What the task requires:
Locate the word "with" in the material, then show every line that holds it.

Data extract:
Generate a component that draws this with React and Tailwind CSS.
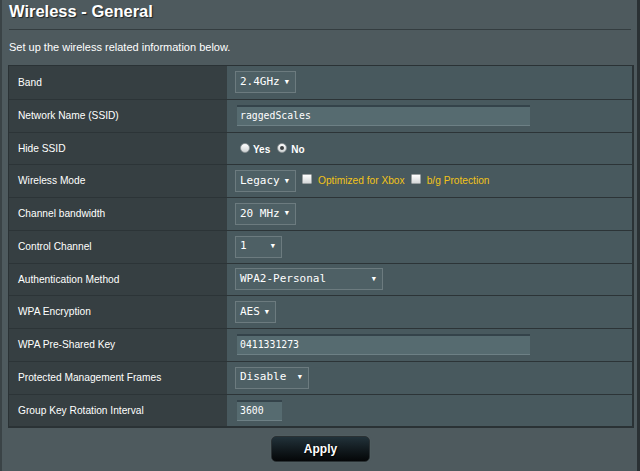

--

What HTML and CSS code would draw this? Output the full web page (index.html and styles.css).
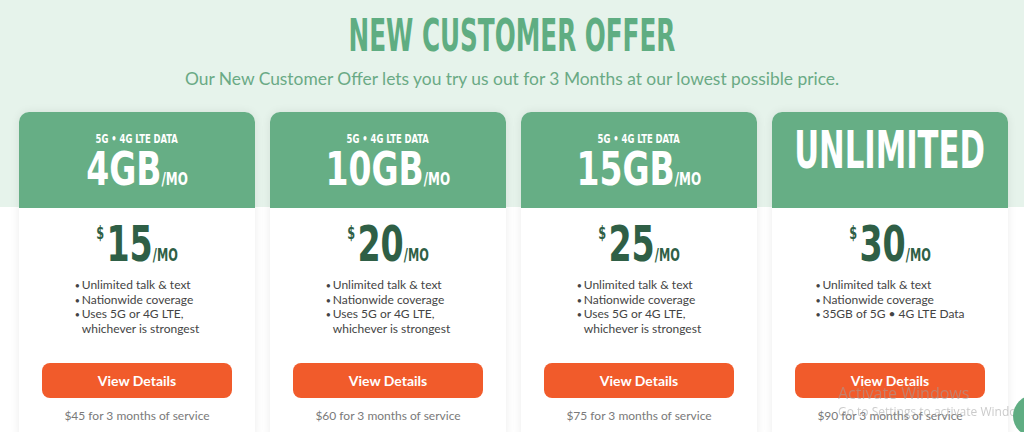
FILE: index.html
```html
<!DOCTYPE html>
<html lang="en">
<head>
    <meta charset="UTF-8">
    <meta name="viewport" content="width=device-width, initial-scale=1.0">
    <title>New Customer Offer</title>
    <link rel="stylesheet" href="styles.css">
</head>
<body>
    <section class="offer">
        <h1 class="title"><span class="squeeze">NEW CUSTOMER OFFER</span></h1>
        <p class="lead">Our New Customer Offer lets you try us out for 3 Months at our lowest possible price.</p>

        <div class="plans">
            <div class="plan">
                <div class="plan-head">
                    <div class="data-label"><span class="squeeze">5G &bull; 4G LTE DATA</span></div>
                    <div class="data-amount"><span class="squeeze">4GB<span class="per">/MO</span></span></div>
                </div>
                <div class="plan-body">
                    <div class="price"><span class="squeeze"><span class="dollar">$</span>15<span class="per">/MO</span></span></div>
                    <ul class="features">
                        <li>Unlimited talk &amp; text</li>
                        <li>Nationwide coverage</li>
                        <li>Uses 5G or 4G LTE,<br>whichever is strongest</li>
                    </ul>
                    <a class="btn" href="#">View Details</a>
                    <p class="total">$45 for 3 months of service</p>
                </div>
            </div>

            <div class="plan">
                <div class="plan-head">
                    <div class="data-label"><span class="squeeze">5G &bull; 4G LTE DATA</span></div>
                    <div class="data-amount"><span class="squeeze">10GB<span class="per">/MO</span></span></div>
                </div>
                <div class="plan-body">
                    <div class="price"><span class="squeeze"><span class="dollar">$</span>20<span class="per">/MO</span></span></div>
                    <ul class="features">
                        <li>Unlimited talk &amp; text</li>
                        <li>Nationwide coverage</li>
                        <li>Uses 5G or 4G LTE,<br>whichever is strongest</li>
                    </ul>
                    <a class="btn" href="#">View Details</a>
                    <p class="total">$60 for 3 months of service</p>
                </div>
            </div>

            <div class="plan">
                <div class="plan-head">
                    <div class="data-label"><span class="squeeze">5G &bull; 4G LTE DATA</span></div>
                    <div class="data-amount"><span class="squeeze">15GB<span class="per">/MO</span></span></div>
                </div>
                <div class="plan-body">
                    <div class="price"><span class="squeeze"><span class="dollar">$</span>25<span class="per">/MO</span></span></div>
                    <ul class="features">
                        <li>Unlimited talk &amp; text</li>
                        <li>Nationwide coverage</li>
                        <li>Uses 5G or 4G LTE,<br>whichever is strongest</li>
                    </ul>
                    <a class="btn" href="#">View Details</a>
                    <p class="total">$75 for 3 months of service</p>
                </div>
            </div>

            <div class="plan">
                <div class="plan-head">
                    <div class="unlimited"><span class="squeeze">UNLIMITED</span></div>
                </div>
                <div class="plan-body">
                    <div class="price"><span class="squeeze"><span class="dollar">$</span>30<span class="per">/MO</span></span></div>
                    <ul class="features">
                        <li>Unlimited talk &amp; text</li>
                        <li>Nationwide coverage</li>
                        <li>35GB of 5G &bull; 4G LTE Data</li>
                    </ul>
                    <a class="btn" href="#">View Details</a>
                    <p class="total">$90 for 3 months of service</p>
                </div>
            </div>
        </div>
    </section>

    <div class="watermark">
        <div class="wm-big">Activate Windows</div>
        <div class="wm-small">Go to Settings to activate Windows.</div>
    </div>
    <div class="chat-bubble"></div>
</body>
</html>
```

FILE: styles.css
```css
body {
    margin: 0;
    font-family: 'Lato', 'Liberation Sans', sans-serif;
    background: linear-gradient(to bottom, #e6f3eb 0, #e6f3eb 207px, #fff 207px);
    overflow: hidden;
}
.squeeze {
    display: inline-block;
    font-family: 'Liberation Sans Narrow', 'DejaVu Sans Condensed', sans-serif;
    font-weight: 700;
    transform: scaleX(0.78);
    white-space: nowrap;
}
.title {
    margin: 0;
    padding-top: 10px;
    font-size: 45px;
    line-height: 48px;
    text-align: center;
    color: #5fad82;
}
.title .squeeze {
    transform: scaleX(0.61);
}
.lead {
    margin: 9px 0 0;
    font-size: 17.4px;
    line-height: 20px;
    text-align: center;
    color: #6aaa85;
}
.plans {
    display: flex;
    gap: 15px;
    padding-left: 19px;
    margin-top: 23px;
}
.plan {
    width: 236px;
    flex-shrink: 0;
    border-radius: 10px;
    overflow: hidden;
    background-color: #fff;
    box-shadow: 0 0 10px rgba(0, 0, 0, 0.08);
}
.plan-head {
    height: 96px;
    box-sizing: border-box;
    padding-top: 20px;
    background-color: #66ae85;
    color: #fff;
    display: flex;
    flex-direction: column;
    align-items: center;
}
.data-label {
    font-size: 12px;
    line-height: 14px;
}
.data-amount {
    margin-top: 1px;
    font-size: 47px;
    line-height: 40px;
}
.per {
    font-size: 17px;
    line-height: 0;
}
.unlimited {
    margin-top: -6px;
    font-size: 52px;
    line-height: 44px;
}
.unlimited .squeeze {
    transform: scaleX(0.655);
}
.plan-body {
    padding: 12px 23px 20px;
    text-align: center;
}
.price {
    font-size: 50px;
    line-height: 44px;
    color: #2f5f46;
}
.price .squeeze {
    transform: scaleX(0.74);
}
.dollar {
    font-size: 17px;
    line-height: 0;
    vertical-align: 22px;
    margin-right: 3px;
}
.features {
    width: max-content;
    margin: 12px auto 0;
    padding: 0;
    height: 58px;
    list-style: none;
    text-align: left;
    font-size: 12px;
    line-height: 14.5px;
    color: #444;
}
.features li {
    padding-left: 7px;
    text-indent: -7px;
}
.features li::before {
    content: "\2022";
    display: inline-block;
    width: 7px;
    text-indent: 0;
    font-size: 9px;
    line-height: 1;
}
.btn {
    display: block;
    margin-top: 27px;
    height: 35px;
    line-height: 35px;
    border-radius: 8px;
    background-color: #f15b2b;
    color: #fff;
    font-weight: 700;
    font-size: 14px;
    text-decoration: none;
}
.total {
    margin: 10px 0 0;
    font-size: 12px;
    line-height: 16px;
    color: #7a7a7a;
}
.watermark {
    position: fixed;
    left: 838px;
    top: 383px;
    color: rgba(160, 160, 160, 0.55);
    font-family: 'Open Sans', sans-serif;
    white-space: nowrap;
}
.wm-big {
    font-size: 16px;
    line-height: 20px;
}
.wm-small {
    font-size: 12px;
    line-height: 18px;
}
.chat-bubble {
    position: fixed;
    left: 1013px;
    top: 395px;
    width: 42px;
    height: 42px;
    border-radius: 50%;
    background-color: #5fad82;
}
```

...

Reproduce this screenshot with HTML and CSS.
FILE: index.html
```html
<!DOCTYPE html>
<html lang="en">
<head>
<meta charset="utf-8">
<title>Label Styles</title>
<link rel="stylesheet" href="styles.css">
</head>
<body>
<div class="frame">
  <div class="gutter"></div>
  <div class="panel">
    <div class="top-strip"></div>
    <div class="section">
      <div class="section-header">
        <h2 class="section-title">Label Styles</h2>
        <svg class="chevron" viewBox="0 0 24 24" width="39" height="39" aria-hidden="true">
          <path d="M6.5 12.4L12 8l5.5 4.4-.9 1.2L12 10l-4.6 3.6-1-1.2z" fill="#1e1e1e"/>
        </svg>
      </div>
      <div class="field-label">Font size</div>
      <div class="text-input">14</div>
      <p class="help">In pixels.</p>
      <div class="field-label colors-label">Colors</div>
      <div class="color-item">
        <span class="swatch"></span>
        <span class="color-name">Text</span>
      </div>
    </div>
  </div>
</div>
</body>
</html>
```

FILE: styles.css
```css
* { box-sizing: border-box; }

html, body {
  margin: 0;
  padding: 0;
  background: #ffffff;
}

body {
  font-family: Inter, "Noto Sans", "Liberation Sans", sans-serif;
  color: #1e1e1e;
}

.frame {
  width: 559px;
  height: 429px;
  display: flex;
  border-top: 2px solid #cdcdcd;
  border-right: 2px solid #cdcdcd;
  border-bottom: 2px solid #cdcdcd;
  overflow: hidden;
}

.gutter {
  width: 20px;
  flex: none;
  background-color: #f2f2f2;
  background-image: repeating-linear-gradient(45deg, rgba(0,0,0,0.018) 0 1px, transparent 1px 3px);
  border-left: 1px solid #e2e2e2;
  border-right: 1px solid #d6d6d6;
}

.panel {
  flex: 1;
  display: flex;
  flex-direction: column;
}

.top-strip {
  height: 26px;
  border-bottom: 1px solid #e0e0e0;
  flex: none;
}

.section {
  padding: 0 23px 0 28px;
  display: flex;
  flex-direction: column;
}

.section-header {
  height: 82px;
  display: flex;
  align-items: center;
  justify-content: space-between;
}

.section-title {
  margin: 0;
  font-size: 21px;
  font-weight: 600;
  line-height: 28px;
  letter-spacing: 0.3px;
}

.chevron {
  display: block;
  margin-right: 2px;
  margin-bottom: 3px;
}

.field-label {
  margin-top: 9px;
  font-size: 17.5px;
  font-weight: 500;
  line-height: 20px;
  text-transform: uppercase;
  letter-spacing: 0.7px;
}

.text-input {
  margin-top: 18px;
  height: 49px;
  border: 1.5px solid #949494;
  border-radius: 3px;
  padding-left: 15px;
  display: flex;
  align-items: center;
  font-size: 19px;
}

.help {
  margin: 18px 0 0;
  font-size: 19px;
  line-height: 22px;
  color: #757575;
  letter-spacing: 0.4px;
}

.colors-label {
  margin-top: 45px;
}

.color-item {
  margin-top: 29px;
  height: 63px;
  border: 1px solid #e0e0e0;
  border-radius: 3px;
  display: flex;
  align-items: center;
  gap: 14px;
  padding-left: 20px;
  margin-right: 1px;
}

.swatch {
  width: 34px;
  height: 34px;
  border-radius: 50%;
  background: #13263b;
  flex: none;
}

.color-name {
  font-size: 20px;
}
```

Solution to the problem:
Generate a component that draws this with React and Tailwind CSS.
Reproduce this screenshot with HTML and CSS.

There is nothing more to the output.